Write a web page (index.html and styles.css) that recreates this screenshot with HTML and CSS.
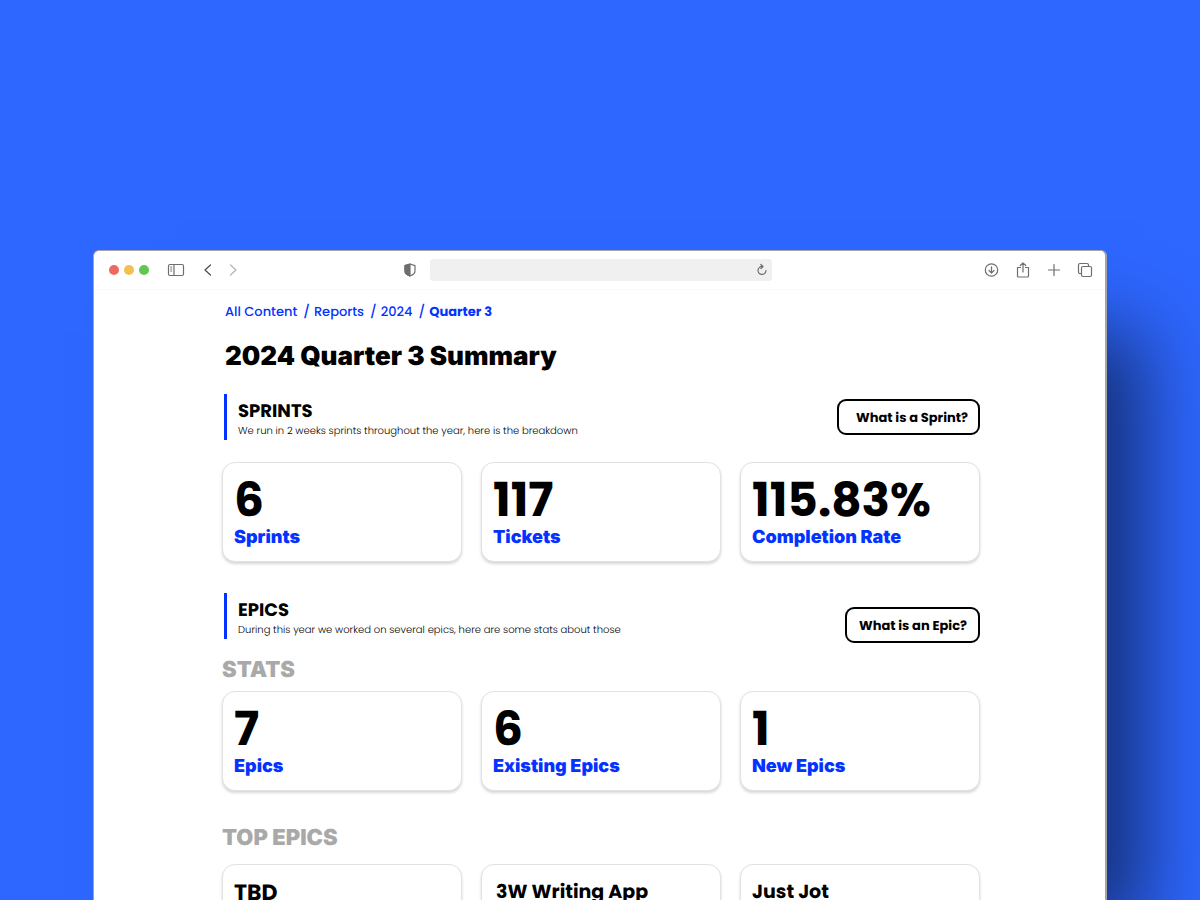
FILE: index.html
```
<!DOCTYPE html>
<html lang="en">
<head>
<meta charset="utf-8">
<meta name="viewport" content="width=device-width, initial-scale=1">
<title>2024 Quarter 3 Summary</title>
<link rel="stylesheet" href="styles.css">
</head>
<body>
<div class="window">
  <header class="toolbar">
    <div class="tools-left">
      <div class="lights"><span class="light red"></span><span class="light yellow"></span><span class="light green"></span></div>
      <button class="tool sidebar" aria-label="Sidebar"><svg width="18" height="18" viewBox="0 0 18 18"><rect x="1.5" y="3.5" width="15" height="11" rx="1.5"/><path d="M7 3.5v11M3.700 6h1M3.700 8h1M3.700 10h1"/></svg></button>
      <button class="tool back" aria-label="Back"><svg width="18" height="18" viewBox="0 0 18 18"><path d="M11.5 4 6 9l5.500 5"/></svg></button>
      <button class="tool forward" aria-label="Forward"><svg width="18" height="18" viewBox="0 0 18 18"><path d="M6.500 4 12 9l-5.500 5"/></svg></button>
      <button class="tool shield" aria-label="Privacy report"><svg width="18" height="18" viewBox="0 0 18 18"><path d="M9 3 14 4.600V10c0 2.500-2 3.900-5 5-3-1.100-5-2.500-5-5V4.600z"/><path class="solid" d="M9 3v12c-3-1.100-5-2.500-5-5V4.600z"/></svg></button>
    </div>
    <div class="address">
      <input class="address-input" type="text" aria-label="Address">
      <button class="tool reload" aria-label="Reload"><svg width="14" height="14" viewBox="0 0 14 14"><path d="M7.500 3.500a4 4 0 1 0 3.500 4M5.800 1.500l2.200 2L6 5.500"/></svg></button>
    </div>
    <div class="tools-right">
      <button class="tool" aria-label="Downloads"><svg width="18" height="18" viewBox="0 0 18 18"><circle cx="8.500" cy="9" r="6.200"/><path d="M8.500 5.800v6M6 9.500 8.500 12 11 9.500"/></svg></button>
      <button class="tool" aria-label="Share"><svg width="18" height="18" viewBox="0 0 18 18"><path d="M6.500 6.500h-3v8.500a1 1 0 0 0 1 1h9a1 1 0 0 0 1-1V6.500h-3M9 11V2M6.300 4.500 9 1.800l2.700 2.700"/></svg></button>
      <button class="tool" aria-label="New tab"><svg width="18" height="18" viewBox="0 0 18 18"><path d="M9 3.500v11M3.500 9h11"/></svg></button>
      <button class="tool" aria-label="Tab overview"><svg width="18" height="18" viewBox="0 0 18 18"><rect x="5.500" y="5.500" width="10" height="10" rx="1.500"/><path d="M5.500 12.500H4A1.500 1.500 0 0 1 2.500 11V4A1.500 1.500 0 0 1 4 2.500h7A1.500 1.500 0 0 1 12.500 4v1.500"/></svg></button>
    </div>
  </header>
  <main class="content">
    <nav class="crumbs" aria-label="Breadcrumb">
      <a href="#">All Content</a><span class="slash">/</span><a href="#">Reports</a><span class="slash">/</span><a href="#">2024</a><span class="slash">/</span><a class="current" href="#" aria-current="page">Quarter 3</a>
    </nav>
    <h1 class="title">2024 Quarter 3 Summary</h1>

    <section class="section">
      <div class="section-head">
        <div class="section-intro">
          <h2 class="section-name">SPRINTS</h2>
          <p class="section-note">We run in 2 weeks sprints throughout the year, here is the breakdown</p>
        </div>
        <button class="help help-wide">What is a Sprint?</button>
      </div>
      <div class="cards">
        <article class="card"><p class="number">6</p><h3 class="label">Sprints</h3></article>
        <article class="card"><p class="number">117</p><h3 class="label">Tickets</h3></article>
        <article class="card"><p class="number">115.83%</p><h3 class="label">Completion Rate</h3></article>
      </div>
    </section>

    <section class="section epics">
      <div class="section-head head-low">
        <div class="section-intro">
          <h2 class="section-name">EPICS</h2>
          <p class="section-note">During this year we worked on several epics, here are some stats about those</p>
        </div>
        <button class="help">What is an Epic?</button>
      </div>
      <h3 class="group">STATS</h3>
      <div class="cards cards-tight">
        <article class="card"><p class="number">7</p><h4 class="label">Epics</h4></article>
        <article class="card"><p class="number">6</p><h4 class="label">Existing Epics</h4></article>
        <article class="card"><p class="number">1</p><h4 class="label">New Epics</h4></article>
      </div>
      <h3 class="group group-top">TOP EPICS</h3>
      <div class="cards cards-top">
        <article class="card"><h4 class="epic epic-large">TBD</h4></article>
        <article class="card"><h4 class="epic epic-inset">3W Writing App</h4></article>
        <article class="card"><h4 class="epic">Just Jot</h4></article>
      </div>
    </section>
  </main>
</div>
</body>
</html>
```

FILE: styles.css
```
* { box-sizing: border-box; }
html { height: 100%; overflow: hidden; }
body {
  margin: 0;
  height: 100%;
  overflow: hidden;
  padding: 250px 93px 0;
  background: #2e67ff;
  color: #000;
  font-family: Poppins, Inter, "Liberation Sans", sans-serif;
  text-rendering: geometricPrecision;
}
h1, h2, h3, h4, p { margin: 0; }
button { font: inherit; color: inherit; cursor: pointer; text-rendering: inherit; }

.window {
  height: 100%;
  min-height: 650px;
  overflow: hidden;
  background: #fff;
  border: 1px solid #a5a5a5;
  border-width: 1px 2px 0 1px;
  border-radius: 6px 6px 0 0;
  box-shadow: 60px 58px 76px -24px rgba(0, 0, 0, 0.54);
}

.toolbar {
  display: grid;
  grid-template-columns: 1fr 34% 1fr;
  align-items: center;
  height: 38px;
  padding-left: 3px;
}
.tools-left, .tools-right { display: flex; align-items: center; }
.tools-left { padding: 0 11px 0 12px; }
.tools-right { justify-content: flex-end; gap: 13px; padding-right: 11px; }
.lights { display: flex; gap: 5px; }
.light { width: 10px; height: 10px; border-radius: 50%; }
.red { background: #ed6a5f; }
.yellow { background: #f5bf4f; }
.green { background: #61c554; }
.tool {
  display: flex;
  padding: 0;
  border: 0;
  background: none;
  color: #6e6e6e;
}
.tool svg { fill: none; stroke: currentColor; stroke-width: 1.2; stroke-linecap: round; stroke-linejoin: round; }
.tool .solid { fill: currentColor; }
.sidebar { margin-left: 18px; }
.back { margin-left: 14px; color: #4a4a4a; }
.forward { margin-left: 7px; color: #b5b5b5; }
.shield { margin-left: auto; }
.address {
  display: flex;
  align-items: center;
  height: 22px;
  padding-right: 3px;
  border-radius: 3px;
  background: #f0f0f0;
}
.address-input {
  flex: 1;
  min-width: 0;
  height: 22px;
  padding: 0 8px;
  border: 0;
  background: none;
  font: inherit;
  font-size: 12px;
}

.content {
  padding: 12px 125px 40px 128px;
  border-top: 1px solid #fafafa;
}
.crumbs {
  display: flex;
  padding-left: 3px;
  color: #0433ff;
  font-size: 13px;
  font-weight: 500;
  line-height: 20px;
}
.crumbs a { color: inherit; text-decoration: none; }
.crumbs .current { font-weight: 700; }
.slash { padding: 0 4px 0 6px; }
.title, .label, .group { font-family: Inter, sans-serif; font-weight: 900; }
.title {
  margin-top: 18px;
  padding-left: 3px;
  font-size: 26px;
  line-height: 34px;
}

.section { margin-top: 20px; }
.epics { margin-top: 31px; }
.section-head { display: flex; justify-content: space-between; align-items: center; }
.head-low { align-items: flex-start; }
.head-low .help { margin-top: 14px; }
.section-intro {
  margin-left: 2px;
  padding: 7px 0 1px 11px;
  border-left: 3px solid #0433ff;
}
.section-name { font-size: 18px; font-weight: 700; line-height: 22px; }
.section-note { font-size: 10px; font-weight: 300; line-height: 16px; }
.help {
  height: 36px;
  padding: 1px 11px 0 12px;
  border: 2px solid #000;
  border-radius: 9px;
  background: #fff;
  font-size: 13px;
  font-weight: 700;
  white-space: nowrap;
}
.help-wide { padding: 1px 10px 0 17px; }

.cards {
  display: grid;
  grid-template-columns: repeat(3, minmax(0, 1fr));
  gap: 19px;
  margin-top: 22px;
}
.cards-tight { margin-top: 7px; }
.cards-top { margin-top: 12px; }
.card {
  padding: 13px 11px 11px;
  border: 1px solid #e2e2e2;
  border-radius: 13px;
  background: #fff;
  box-shadow: 0 2px 3px rgba(0, 0, 0, 0.16);
}
.number { font-size: 47px; font-weight: 700; line-height: 50px; }
.label {
  color: #0433ff;
  font-size: 18px;
  line-height: 24px;
}
.group {
  margin-top: 13px;
  color: #a9a9a9;
  font-size: 22px;
  line-height: 28px;
}
.group-top { margin-top: 33px; }
.epic { font-size: 19px; font-weight: 700; line-height: 28px; }
.epic-large { font-size: 22px; line-height: 30px; }
.epic-inset { padding-left: 3px; }
```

Short problem: Copy every line above in which the string "html" shows up.

The solution:
Write a web page (index.html and styles.css) that recreates this screenshot with HTML and CSS.
FILE: index.html
<!DOCTYPE html>
<html lang="en">
</html>
html { height: 100%; overflow: hidden; }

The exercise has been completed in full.